Developing
Due to rapidly-breaking developments and in order to facilitate readers’ access to the latest dispatches, we are publishing this article as it is being written. please check back for updates and additions.
To see a list of previous articles, enter “Ukraine” in the Search Box on the upper right, on The Trenchant Observer web site, and you will see a list in chronological order.
Dispatches
1) E.J. Dionne Jr, “Macron wins a reprieve — for himself and liberal democracy, Washington Post, April 10, 2022 (5:27 p.m. EDT);
2) “Résultats de la présidentielle 2022 en direct : le directeur de campagne de Jean-Luc Mélenchon reconnaît qu’il ne sera pas au second tour,” Le Monde, le 11 avril 2022
Official results with 97% of the vote counted.
Commentary
Small “d” democrats in France, Europe and around the world breathed a sigh of relief as incumbent President Emmanuel Macron won 27.60% of the votes versus 23.41% of the vote for right-wing candidate Marine Le Pen, with 97% of the votes counted in the official tally. The candidates of the Republican, Socialist, Communist, and Green parties immediately endorsed Macron or indicated that they were going to vote for Macron and oppose Le Pen in the second round run-off election on April 24.

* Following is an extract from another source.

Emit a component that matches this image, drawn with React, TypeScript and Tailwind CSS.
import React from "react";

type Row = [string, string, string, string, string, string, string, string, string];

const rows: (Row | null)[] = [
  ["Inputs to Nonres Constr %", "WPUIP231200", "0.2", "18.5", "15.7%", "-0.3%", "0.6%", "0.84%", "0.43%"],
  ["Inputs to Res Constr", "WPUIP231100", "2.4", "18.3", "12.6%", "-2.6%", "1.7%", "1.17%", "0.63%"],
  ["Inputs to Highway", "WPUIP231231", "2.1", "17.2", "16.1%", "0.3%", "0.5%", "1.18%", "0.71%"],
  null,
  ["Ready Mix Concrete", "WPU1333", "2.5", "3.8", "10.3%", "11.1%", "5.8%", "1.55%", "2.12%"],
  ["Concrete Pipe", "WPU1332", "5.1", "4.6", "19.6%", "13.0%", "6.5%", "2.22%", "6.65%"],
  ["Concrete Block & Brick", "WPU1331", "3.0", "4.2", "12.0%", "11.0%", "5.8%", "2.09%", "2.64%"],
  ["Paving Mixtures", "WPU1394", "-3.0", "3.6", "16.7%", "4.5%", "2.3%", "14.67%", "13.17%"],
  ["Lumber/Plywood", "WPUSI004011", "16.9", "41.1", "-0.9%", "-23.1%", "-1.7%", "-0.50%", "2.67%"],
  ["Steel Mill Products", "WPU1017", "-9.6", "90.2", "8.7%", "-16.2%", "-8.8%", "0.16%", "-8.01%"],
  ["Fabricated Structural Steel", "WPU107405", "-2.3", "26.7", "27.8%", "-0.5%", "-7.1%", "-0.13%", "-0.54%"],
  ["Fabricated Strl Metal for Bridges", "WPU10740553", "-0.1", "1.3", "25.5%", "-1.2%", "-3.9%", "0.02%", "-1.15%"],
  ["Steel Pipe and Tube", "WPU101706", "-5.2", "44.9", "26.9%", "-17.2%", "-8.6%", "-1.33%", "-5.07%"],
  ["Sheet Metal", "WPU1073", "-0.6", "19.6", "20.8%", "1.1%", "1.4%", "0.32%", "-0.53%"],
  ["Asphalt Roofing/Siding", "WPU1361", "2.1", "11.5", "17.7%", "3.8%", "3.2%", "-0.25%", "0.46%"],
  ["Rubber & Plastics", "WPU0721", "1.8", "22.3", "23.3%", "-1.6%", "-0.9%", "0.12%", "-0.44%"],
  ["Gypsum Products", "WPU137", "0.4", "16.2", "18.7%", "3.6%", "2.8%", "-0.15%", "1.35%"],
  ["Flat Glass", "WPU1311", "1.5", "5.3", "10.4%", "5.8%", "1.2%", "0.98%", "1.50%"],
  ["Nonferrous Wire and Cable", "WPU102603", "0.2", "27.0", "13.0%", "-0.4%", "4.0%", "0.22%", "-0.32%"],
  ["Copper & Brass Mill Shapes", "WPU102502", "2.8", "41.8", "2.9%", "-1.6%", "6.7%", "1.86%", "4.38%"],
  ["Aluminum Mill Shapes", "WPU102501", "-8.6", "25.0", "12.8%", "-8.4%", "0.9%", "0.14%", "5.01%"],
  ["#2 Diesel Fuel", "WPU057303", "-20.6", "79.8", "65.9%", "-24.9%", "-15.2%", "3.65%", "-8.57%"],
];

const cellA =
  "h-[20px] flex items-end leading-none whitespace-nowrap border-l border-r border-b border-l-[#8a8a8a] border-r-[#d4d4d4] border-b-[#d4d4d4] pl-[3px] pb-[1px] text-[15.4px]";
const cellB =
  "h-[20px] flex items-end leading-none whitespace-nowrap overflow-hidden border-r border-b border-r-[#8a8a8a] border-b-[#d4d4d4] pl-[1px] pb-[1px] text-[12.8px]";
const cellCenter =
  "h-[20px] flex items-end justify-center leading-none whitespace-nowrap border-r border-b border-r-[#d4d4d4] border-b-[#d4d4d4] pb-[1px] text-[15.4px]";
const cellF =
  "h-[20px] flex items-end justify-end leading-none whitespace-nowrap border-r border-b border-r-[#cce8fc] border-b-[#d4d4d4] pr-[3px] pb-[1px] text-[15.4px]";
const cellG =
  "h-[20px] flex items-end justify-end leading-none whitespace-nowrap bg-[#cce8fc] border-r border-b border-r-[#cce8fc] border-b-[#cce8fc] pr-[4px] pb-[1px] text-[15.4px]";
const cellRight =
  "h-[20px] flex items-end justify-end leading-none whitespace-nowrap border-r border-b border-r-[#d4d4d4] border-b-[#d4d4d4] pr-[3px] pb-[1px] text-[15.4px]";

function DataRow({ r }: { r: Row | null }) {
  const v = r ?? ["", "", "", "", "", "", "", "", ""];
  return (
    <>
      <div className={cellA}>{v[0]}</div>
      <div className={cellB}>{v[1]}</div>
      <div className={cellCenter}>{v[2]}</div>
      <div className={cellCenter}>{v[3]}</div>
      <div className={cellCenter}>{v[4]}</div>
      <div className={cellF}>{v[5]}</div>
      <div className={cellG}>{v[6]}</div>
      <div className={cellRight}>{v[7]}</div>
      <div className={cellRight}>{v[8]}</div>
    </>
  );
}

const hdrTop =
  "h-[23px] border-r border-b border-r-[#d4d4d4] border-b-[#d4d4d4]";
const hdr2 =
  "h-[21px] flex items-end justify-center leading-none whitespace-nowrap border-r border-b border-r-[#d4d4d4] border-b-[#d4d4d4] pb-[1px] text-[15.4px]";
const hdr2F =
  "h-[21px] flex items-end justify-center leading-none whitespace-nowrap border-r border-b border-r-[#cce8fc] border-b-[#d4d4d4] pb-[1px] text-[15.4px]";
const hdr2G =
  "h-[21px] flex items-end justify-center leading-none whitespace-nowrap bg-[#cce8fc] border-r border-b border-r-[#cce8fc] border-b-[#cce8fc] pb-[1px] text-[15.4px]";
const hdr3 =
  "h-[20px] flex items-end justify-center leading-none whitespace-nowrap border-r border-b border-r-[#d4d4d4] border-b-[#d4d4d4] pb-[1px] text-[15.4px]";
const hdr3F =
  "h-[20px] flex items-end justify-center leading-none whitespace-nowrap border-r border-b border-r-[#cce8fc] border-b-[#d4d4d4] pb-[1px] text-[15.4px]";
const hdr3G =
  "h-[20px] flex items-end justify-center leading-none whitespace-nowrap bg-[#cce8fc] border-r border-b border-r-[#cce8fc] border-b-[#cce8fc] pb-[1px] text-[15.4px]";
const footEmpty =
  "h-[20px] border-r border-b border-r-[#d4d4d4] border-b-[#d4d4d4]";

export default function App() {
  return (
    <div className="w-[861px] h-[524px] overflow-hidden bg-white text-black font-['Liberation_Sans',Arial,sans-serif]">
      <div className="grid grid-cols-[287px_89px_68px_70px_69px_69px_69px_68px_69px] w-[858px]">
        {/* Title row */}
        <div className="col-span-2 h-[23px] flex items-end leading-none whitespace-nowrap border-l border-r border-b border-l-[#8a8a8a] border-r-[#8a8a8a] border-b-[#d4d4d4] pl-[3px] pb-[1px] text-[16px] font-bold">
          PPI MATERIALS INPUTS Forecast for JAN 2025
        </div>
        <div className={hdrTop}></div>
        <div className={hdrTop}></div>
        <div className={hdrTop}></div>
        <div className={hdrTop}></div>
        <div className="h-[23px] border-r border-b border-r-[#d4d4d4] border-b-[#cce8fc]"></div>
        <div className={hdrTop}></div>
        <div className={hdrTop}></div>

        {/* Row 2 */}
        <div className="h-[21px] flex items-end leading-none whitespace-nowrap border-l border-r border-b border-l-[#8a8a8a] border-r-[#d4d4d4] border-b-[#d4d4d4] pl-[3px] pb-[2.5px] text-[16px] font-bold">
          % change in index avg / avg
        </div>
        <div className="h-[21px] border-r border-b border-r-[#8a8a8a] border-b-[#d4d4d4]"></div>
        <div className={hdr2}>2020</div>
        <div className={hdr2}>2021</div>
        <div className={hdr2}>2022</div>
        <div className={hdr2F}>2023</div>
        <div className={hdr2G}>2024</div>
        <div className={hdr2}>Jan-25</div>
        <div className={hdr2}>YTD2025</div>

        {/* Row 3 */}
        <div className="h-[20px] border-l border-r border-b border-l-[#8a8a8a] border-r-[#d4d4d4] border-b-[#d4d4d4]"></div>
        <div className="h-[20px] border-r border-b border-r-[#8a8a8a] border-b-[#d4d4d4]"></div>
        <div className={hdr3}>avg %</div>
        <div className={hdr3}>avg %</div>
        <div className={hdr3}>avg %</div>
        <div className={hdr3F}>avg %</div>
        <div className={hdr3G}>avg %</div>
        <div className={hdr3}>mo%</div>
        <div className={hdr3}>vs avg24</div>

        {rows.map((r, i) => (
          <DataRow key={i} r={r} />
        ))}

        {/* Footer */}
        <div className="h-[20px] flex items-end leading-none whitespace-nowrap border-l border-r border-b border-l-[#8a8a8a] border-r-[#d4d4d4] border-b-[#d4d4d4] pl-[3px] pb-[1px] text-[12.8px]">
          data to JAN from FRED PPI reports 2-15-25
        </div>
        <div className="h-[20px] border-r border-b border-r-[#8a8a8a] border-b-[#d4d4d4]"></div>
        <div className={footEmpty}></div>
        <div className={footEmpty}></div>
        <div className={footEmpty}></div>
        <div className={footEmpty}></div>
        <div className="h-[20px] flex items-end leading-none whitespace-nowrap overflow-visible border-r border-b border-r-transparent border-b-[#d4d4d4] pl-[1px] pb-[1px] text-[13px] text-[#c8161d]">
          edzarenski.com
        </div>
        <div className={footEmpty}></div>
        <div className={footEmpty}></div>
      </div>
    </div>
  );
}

The results are of immense importance in the context on the ongoing Russian war in the Ukraine. While Le Pen downplayed her affinity for Putin in the campaign, even destroying a million pamphlets showing her with Putin, Russian banks had contributed to her campaign in the past and no one doubted that she was a Trojan horse for Putin.
Macron’s victory and the strong probability that he will win in the second round eliminates the huge potential liability for EU and NATO unity in supporting Ukraine that a Le Pen victory would represent.

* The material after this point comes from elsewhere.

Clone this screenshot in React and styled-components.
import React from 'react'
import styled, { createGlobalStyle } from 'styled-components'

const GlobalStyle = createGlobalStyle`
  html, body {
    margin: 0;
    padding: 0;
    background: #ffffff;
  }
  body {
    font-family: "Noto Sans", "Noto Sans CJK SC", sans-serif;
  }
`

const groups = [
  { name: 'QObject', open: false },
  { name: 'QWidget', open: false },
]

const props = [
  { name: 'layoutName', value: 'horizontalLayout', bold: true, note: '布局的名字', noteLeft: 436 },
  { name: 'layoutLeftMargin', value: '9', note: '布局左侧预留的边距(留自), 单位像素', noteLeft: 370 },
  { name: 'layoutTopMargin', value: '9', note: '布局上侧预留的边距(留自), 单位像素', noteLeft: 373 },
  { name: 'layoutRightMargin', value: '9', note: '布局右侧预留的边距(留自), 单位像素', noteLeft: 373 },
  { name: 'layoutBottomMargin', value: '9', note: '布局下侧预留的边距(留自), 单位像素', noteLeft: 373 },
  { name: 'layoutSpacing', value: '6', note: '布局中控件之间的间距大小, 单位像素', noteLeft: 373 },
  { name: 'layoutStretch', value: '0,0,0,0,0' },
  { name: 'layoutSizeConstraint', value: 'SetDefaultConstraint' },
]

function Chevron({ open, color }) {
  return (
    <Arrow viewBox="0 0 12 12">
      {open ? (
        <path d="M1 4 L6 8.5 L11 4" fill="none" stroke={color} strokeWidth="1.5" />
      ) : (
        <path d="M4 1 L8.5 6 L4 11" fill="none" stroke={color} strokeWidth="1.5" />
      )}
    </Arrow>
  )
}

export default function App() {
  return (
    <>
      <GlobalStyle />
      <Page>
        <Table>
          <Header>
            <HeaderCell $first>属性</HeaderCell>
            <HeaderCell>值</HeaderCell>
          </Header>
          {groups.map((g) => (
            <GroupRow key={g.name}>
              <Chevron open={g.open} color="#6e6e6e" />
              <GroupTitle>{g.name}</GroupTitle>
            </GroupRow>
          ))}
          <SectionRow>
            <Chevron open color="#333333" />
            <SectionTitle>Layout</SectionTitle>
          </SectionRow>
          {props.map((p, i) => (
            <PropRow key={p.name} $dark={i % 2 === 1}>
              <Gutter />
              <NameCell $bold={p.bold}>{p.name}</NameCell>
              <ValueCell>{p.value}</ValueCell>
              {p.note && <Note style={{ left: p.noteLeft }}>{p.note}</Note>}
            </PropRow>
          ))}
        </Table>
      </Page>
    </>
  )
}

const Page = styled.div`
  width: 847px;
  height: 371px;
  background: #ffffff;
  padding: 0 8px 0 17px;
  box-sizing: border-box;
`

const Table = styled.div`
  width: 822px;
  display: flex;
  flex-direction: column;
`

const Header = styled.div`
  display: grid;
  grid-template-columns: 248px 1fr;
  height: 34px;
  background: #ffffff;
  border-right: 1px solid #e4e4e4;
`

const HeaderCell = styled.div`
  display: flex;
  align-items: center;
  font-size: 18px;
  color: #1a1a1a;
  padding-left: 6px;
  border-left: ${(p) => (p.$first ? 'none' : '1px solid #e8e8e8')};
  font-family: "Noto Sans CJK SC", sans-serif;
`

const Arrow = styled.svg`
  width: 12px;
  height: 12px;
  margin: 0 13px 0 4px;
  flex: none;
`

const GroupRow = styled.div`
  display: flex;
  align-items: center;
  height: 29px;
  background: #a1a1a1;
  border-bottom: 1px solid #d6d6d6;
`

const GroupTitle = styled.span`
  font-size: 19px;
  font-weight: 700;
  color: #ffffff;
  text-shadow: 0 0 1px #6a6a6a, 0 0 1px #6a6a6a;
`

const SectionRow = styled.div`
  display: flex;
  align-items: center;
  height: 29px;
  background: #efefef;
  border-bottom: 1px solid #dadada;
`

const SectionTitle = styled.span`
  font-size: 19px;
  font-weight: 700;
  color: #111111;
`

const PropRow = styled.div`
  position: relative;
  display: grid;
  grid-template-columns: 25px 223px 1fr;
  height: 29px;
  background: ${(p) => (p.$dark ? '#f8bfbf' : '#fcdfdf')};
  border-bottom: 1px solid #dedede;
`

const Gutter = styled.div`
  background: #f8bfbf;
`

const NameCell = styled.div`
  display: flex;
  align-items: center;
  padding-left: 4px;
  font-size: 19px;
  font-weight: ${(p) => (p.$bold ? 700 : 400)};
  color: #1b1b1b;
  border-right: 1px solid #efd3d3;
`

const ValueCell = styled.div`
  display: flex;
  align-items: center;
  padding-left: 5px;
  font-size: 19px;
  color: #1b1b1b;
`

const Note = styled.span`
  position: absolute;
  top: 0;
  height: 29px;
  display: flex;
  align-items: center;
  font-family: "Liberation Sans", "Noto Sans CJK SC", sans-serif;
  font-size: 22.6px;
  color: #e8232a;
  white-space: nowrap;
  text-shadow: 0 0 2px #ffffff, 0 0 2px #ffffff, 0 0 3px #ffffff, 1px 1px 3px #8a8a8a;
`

The results today, consequently, are directly relevant to the future course of the war in Ukraine.
Viktor Orbán, following his reelection and the supermajority victory of his FIDEUSZ party in elections last Sunday in Hungary, is the sole EU member state with a leader friendly to Putin. Nonetheless, Orbán has gone along with EU sanctions against Russia, though since last week’s elections Hungary seems to be blocking further EU sanctions. Whether that will change is uncertain.
The president of Serbia, Aleksandar Vucic, won nearly 60% of the votes in elections last week, while his ruling Serbian Progressive Party (SNS) won 43.4% of votes in the parliamentary elections. Vucic has been pro-Putin. Serbia has been a candidate for EU membership since 2012.